I visited Matthew – the journey was an experience in itself. I’d been booked on a train from Howrah through to Vijayawada, a 24 hour journey, after my visits in Calcutta, but when I arrived at Howrah station I found chaos as the Bengali state railway staff were all on strike and no trains were running within the state of West Bengal. I took a taxi to the airport and managed to find a flight to Visakhapatnam, a naval city on the Indian Ocean coast an eight hour train journey north of Vijayawada. I got to the station about 3 o’clock in the afternoon and to my dismay, found that there were only two trains a day southbound, one leaving in five minutes’ time. I had no ticket, no reservation for this train and saw long queues at the ticket office (I had still not fathomed the mysteries of Indian train booking hall procedures). It was hopeless until some guy saw my obvious confusion and (for an appropriate tip) got me a ticket ahead of the queue and bungled me and my luggage onto the slowly departing train, putting my documentation into the hands of a travelling ticket inspector shouting at him to find me a berth. I duly arrived at Vijayawada at eleven o’clock at night eight hours before I was expected!
Matthew (he styled himself ‘Manihara’ in India) met me the following morning and showed me round his headquarters in the city – a night shelter for street children, a sick bay, a vocational training centre (with computer training as key) and small admin office. He then took me to the Boys’ Village on the banks of the River Krishna, on land given by the city through the mayor. Up to 200 boys were housed there – after three months’ regular attendance at the night shelter, boys were offered a place in the village if they wanted to leave street life and gain an education. The situation was idyllic and the day to day management, under Matthew’s overall supervision, was in the hands of fourteen senior boys, known as the ‘Future Group’. Bhakti was headmistress of the school.
Matthew had good relations with the city authorities, the local railway Divisional Railway Manager and Railway Protection Force, and with our help, set up a ‘Child Assistance Booth’ on the station, jointly with Childline India and about three other NGOs in Vijayawada with whom Matthew collaborated closely in a city ‘Children’s Rights Forum’. On the station I saw many young girls as well as boys and Matthew expressed concern about their risk of being trafficked into domestic or sexual slavery – girls from the slum communities out of school faced the same risk, and Matthew asked if the Railway Children could find funding to set up an emergency shelter for such girls as he had previously done for the boys. We therefore included an application for this and for the SEED girls’ shelter in our lottery application.

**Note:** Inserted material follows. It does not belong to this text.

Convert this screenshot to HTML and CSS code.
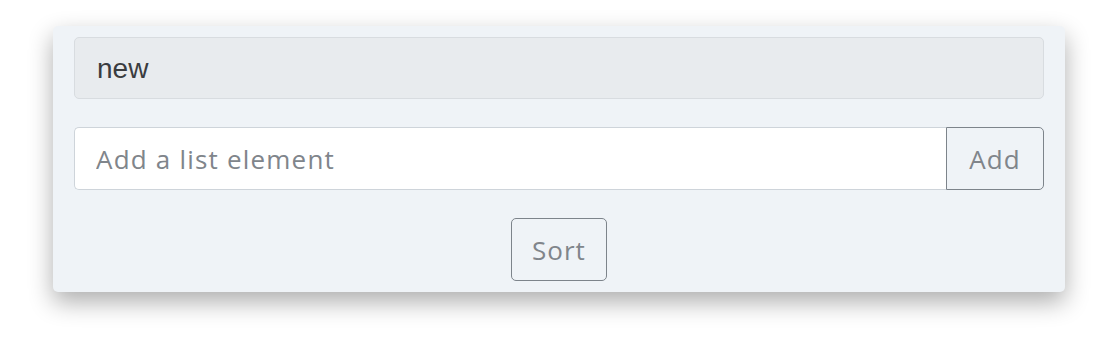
FILE: index.html
```html
<!DOCTYPE html>
<html>
<head>
<meta charset="utf-8">
<link rel="stylesheet" href="styles.css">
</head>
<body>
<div class="page">
  <div class="card">
    <div class="item">new</div>
    <div class="input-group">
      <input class="field" type="text" placeholder="Add a list element">
      <button class="btn btn-add">Add</button>
    </div>
    <div class="actions">
      <button class="btn btn-sort">Sort</button>
    </div>
  </div>
</div>
</body>
</html>
```
FILE: styles.css
```css
* { box-sizing: border-box; }
html, body { margin: 0; background: #ffffff; }
body { font-family: "Open Sans", "Noto Sans", sans-serif; }
.page { padding: 26px 41px 60px 53px; }
.card {
  width: 1012px;
  background: #eff3f7;
  border-radius: 5px;
  padding: 11px 21px 11px 21px;
  box-shadow: 0 10px 24px rgba(0,0,0,0.32);
  display: flex;
  flex-direction: column;
  gap: 28px;
}
.item {
  height: 62px;
  background: #e8ebee;
  border: 1px solid #d8dce0;
  border-radius: 5px;
  padding: 2px 21px 0 22px;
  display: flex;
  align-items: center;
  font-family: "Liberation Sans", Arial, sans-serif;
  font-size: 28px;
  color: #3a3c3f;
}
.input-group { display: flex; height: 63px; }
.field {
  flex: 1;
  border: 1px solid #ced4da;
  border-right: none;
  border-radius: 5px 0 0 5px;
  background: #fff;
  padding: 0 21px;
  font-family: inherit;
  font-size: 26px;
  letter-spacing: 1.2px;
  color: #212529;
  outline: none;
}
.field::placeholder { color: #80858b; }
.btn {
  font-family: inherit;
  font-size: 26px;
  letter-spacing: 1px;
  color: #80858b;
  background: transparent;
  border: 1px solid #7d848b;
  height: 63px;
  padding: 0;
}
.btn-add { width: 98px; border-radius: 0 5px 5px 0; }
.actions { display: flex; justify-content: center; }
.btn-sort { width: 96px; border-radius: 5px; }
```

The final project we included in this first application was a small programme in Tamil Nadu called ‘WORD’. I’d received out of the blue an application from a man called K.B.Samuel for support for shelters for children on stations on the metre gauge railway line between Katpadi Junction (Vellore) and Villupuram on the main Chennai – Madurai route. The project plan seemed to fit exactly what I was trying to achieve in the charity and I had included it therefore in the grant application to the lottery. I duly travelled overnight by train and was met at Chennai main station by a very bewildered group who seemed very unsure of my purpose of visit. En route to WORD’s headquarters in the village of Polur, I discovered that the man who had applied to me for the grant for his programme had died suddenly the previous week and mystifyingly had said very little to his colleagues about his plans. However we continued – I showed the dead man’s brother and widow the correspondence and project plans and they committed themselves to take the project forward in his memory. Perhaps I was naïve in allowing this to go on, but their sincerity seemed so great and the widow – who was a senior grade nurse – and her brother, the local schoolteacher, were obviously highly committed and I took the risk. I advised the lottery board of the changed circumstances and agreed to reduce the size of the grant for this aspect of my application to some initial pilot work including the purchase of a suitable building as a shelter for the children.
To my immense surprise and pleasure, I found that my application for £225,657 had been approved and was available for starting the programme from June 1998. A couple of years later, a member of the lottery grants programme team visited WORD. The report was mixed – the children were being looked after with care and were happy and all was in order financially, but the assessment indicated that the NGO was complacent and had little forward vision to change the situation for such children on a wider scale. We were reminded that we had other more mature and innovative programmes and that we should use our position as partners of several to add real value and not just be a means of providing needed financial resources to projects. In essence, we should become a development agency using our experience and knowledge to strengthen our partners, facilitate networking and stimulate forward planning to identify the most effective ways of positively changing these children’s lives.
Our Board of trustees took this implied criticism very seriously and debated our future strategy at length, realising that in the three – four years of our existence we had gained considerable insight into the lives of such vulnerable children, both directly and through our involvement with other NGOs at the Consortium for Street Children. This lottery feedback report was important and was the catalyst for a major development of the charity.